Dementia is stealing one of my favorite people.
I think this falls under trigger warning? I don't know.
So, my favorite uncle was the only one who knew about my truth. Well, many of them. Never judged me. He was an eccentric black man living his life a bit misunderstood at times. This man did not give a flying fuck. He was his black self everywhere he went. But he was also the only one who you can tell things like "hey, I'm queer." and he'd go "Are you still human? Are you still good? That's all that matters"
In his late 70s, dementia really did a number. It wasn't too bad at first. But, today, we went to visit him at the nursing home. (We can't really have him live with us because we don't have a proper place for him. And, we don't the tools to take care of him. Or else he wouldn't be in a nursing home.). He didn't recognize me at first. Then, there was a flash when of recognition when my mom told him my nickname he called me as when I was a little child.

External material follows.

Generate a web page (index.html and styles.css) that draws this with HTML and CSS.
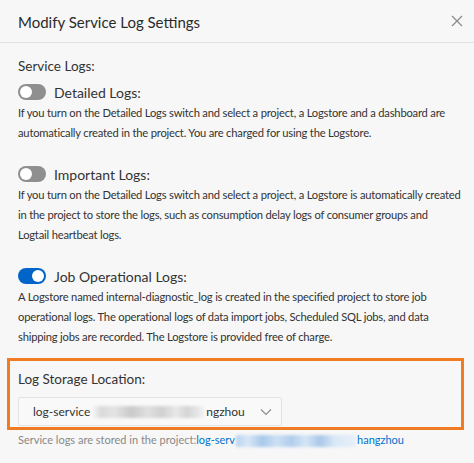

I just wanted to share my feelings in a safe space. I'm losing one of the few people that cared about me. Authentic me. Who never judged me or used my attempts against me. I don't know how I feel. I don't know if I am strong enough to still visit him. Like, it hurts.
Now, I am back having almost no one in my family who will be okay with the queer side of me. (Most of them are Christians and most of them are well Black and...well...Black from across the globe...lots of queerphobia in general)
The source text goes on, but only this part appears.